The branch is primarily dedicated to Polish art critic, art collector and a member of various groups of Krakow’s bohema, Feliks Jasienski. The branch also organises lectures, meetings, concerts and classes for children.
It is a branch dedicated to Polish painter and decorative artist, one of the leading artists of the Young Poland movement (Art Nouveau era in Europe), Jozef Mehoffer. It is located in artist’s house and has one of the most beautiful gardens in all of Krakow.

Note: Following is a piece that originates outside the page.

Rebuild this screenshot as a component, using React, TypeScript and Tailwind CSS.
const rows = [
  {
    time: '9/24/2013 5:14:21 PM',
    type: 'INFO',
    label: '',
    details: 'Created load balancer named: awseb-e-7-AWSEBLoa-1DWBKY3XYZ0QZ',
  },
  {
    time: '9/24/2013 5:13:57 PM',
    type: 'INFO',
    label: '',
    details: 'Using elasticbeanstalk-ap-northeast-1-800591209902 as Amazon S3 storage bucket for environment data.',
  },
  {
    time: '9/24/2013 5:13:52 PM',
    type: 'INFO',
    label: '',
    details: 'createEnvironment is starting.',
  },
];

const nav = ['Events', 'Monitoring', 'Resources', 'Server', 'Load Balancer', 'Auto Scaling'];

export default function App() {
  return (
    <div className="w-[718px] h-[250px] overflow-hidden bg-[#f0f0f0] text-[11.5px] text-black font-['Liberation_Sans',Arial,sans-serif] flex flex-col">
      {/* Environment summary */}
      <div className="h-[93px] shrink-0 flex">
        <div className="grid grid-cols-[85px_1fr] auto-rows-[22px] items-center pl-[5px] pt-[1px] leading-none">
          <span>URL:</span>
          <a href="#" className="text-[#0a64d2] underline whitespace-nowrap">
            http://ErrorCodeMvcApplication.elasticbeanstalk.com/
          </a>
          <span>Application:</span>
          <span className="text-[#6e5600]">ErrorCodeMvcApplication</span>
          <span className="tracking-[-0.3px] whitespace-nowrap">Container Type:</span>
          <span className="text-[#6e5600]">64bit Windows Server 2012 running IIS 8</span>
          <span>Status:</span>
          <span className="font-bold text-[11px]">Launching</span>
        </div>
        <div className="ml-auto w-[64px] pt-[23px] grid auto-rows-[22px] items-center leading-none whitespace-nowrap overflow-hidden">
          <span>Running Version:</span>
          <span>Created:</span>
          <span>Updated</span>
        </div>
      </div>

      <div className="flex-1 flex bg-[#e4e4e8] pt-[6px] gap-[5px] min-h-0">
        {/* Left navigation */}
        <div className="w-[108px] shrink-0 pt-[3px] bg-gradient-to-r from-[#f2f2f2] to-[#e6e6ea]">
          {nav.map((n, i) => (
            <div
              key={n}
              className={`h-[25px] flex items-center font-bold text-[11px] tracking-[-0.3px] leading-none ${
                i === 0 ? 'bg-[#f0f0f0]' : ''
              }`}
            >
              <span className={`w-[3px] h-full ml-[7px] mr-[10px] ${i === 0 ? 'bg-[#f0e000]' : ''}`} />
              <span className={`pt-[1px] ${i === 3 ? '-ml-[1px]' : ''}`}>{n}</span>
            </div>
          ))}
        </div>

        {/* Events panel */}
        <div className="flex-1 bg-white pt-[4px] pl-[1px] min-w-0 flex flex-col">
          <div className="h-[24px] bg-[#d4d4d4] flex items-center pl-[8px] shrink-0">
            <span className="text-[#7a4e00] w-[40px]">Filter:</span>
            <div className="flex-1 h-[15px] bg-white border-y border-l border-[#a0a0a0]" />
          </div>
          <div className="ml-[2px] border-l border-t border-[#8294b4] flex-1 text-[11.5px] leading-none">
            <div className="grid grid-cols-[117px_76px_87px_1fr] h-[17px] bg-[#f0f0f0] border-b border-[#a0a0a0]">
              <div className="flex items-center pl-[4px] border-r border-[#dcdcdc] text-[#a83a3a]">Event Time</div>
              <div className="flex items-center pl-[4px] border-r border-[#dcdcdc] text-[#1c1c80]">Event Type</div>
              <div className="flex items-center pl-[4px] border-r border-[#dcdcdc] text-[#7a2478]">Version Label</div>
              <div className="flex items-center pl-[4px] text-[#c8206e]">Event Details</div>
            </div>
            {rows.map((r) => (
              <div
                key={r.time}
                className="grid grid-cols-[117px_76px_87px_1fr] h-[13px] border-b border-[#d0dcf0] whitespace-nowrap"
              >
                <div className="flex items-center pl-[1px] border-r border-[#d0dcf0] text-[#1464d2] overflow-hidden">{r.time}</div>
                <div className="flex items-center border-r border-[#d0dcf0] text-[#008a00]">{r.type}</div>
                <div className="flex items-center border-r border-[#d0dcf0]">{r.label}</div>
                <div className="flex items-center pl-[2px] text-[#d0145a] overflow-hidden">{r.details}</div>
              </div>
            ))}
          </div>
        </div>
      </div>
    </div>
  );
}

This branch is located in an early 16th-century town palace erected for the Bishop Erazm Ciolek. He was the secretary of king Alexander I, diplomat, humanist and patron of artists. The branch houses two permanent exhibition. The first one is titled “Art of Old Poland. 12th – 18th Centuries”, the second – “Orthodox Art of the Old Polish Republic”.
It is a branch dedicated entirely to European art. The exposition presents seven centuries of the history of European art, using over 100 paintings and sculptures.
The Czartoryski Museum is the oldest museum in Poland, founded by Princess Izabela Czartoryska in 1796. Its aim was to preserve Polish heritage during the Partitions of Poland. It has also grown to be one of the best art galleries in Poland, owning such masterpieces as Lady with an Ermine by Leonardo da Vinci. The Czartoryski Museum was incorporated into National Museum in Krakow in 2016.
The Library was founded by the Czartoryski family. It contains priceless collections of books and manuscripts from the family’s private library and a collection of archives after Stanislaw August Poniatowski, the last Polish king. The Library, just like the Czartoryski Museum became a branch of the National Museum in Krakow in 2016.
It is a branch of the National Museum located in Zakopane and dedicated to Polish composer Karol Szymanowski, who lived in the villa in the 1930s.